Short task
Copy out lines with the word "components" from the material that follows.
## Begin Material provided
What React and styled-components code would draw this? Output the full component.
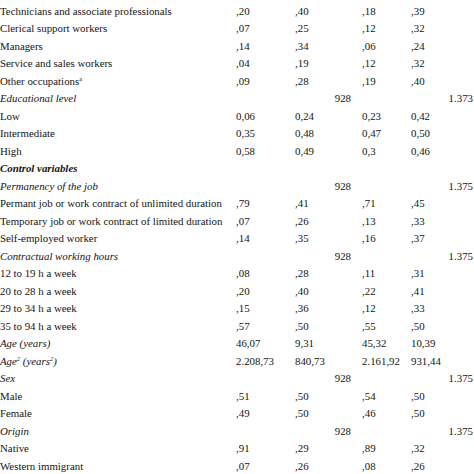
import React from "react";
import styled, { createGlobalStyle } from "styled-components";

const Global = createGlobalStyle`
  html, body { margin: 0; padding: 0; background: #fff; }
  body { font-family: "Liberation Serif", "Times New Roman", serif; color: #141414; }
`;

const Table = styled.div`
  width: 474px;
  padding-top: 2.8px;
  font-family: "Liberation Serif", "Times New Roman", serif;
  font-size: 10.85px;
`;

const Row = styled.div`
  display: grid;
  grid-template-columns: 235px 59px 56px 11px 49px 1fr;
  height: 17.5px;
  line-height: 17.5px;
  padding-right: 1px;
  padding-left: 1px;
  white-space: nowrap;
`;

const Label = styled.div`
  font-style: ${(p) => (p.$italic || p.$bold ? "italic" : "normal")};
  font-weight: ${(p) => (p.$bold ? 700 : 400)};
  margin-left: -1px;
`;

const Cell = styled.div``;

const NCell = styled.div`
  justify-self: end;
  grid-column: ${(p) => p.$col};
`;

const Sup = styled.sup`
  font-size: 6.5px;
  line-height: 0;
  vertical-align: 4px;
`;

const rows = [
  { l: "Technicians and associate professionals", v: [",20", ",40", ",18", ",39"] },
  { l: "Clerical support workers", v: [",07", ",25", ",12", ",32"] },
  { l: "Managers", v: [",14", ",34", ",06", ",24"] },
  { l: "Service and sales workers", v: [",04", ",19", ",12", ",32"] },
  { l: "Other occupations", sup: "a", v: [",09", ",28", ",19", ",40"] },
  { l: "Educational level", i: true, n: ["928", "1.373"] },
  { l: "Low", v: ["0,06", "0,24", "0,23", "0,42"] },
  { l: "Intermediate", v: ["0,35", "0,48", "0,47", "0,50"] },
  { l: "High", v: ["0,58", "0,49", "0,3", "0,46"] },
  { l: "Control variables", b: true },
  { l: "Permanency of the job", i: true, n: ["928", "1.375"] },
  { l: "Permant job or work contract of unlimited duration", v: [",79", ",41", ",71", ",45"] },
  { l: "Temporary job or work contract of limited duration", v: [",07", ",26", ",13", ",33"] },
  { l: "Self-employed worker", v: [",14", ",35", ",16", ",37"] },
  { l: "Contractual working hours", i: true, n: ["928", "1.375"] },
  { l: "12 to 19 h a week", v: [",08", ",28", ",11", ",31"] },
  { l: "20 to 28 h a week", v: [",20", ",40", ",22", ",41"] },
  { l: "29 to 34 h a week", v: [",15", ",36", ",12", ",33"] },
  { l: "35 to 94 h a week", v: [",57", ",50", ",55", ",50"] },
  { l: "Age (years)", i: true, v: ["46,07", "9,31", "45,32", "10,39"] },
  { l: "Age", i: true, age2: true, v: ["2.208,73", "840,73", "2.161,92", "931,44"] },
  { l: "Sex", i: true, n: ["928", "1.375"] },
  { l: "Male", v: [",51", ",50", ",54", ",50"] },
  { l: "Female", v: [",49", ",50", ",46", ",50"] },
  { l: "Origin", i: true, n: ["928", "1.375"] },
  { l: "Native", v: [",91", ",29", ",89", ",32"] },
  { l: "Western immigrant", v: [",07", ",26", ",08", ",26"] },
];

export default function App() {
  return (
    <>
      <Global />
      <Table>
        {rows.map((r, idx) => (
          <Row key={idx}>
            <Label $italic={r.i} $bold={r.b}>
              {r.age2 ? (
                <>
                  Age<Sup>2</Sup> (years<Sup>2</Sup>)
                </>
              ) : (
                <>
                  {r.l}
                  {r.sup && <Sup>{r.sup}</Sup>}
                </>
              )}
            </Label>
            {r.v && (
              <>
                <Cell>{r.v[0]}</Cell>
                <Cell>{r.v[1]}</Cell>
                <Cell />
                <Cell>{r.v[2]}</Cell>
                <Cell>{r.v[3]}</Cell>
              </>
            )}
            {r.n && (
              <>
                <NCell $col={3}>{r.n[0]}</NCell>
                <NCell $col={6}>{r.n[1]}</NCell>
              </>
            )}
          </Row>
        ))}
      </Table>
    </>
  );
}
## End Material provided
Exercise response
What React and styled-components code would draw this? Output the full component.
import styled, { createGlobalStyle } from "styled-components";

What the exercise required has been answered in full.